After a time other companies like, USA trains and Bachmann began to make their own large scale trains.  these companies all made their trains to different scales, Bachmann is 1:22.5, USA trains varies between 1:32 and 1:24 scale.  However, despite the lack of a uniform scale, anything between 1:32 and 1:22 is now under one letter scale, G, which is the largest that the letter scale spectrum for trains go to. T-G and in between, from small to large goes; Z, N, TT, HO, S, O.  Plus all of the scales that represent narrow gauge which would look like this; HOn30 or HO scale narrow gauge, 30 inches.  This is another unique thing about these outdoor giants is the fact that they don't often include the narrow gauge format but rather state the scale.
So now in present day, Garden railroading is becoming very popular with families because it combines gardening, a traditional favorite pastime, and Model Railroading, the most popular hobby of the 20th century, and mixing it all with the excitement and tranquility of the outdoors.  Another reason why it is so popular is because you don't have to set aside a spare bedroom or any shelf space to run large trains,  All that is required is at least a 5ft by 9ft piece of property that is unused in the backyard.  this can include a steep grade that doesn't allow for children play or even for grass to grow, flat shady land that looks barren, or any other piece of real estate that looks like an eyesore.  And to drive that point home, I have a couple photos of my garden railway from a few years ago:
complete with a mill pond and a small yard in the center, the West Side Lumber Railway was an attractive site that other kids loved to look at and play in.  Notice the railroad tie bench in the fore ground and the deck in the back.

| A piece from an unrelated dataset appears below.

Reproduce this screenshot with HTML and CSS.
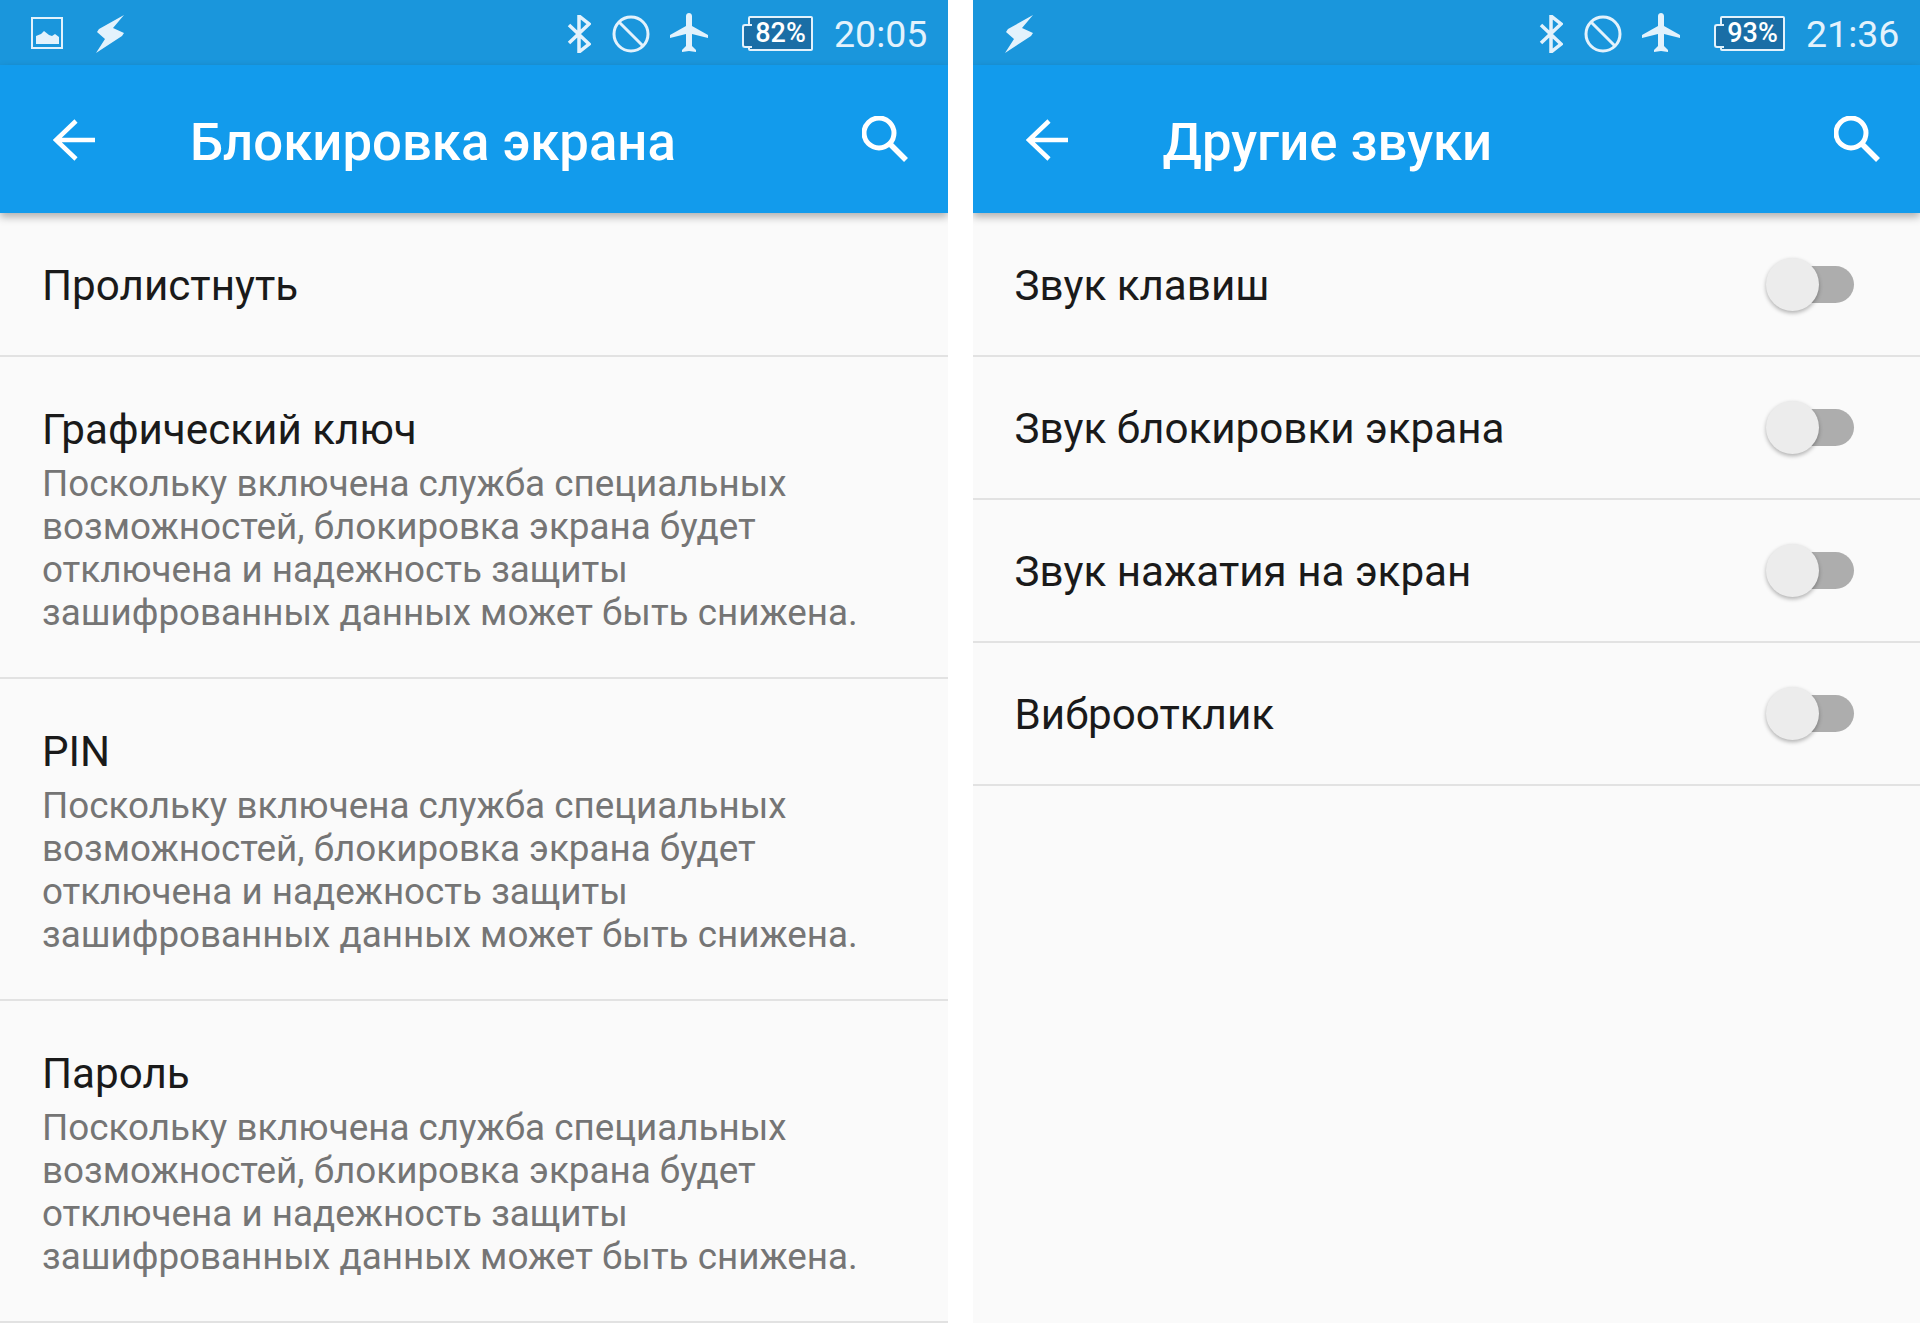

the view from the deck reveals the overall track plan of the railroad.

The plan looks simple, it was very fun to operate and it was built on the north side of the house where the grass doesn't grow as well.  Also worth mentioning is that it was built on a slope.

So go ahead and try it there are many sources avalible to those who are starting out.  A great investment would be to buy Jack Verduccui's book, "How to Design and Build Your Garden Railroad."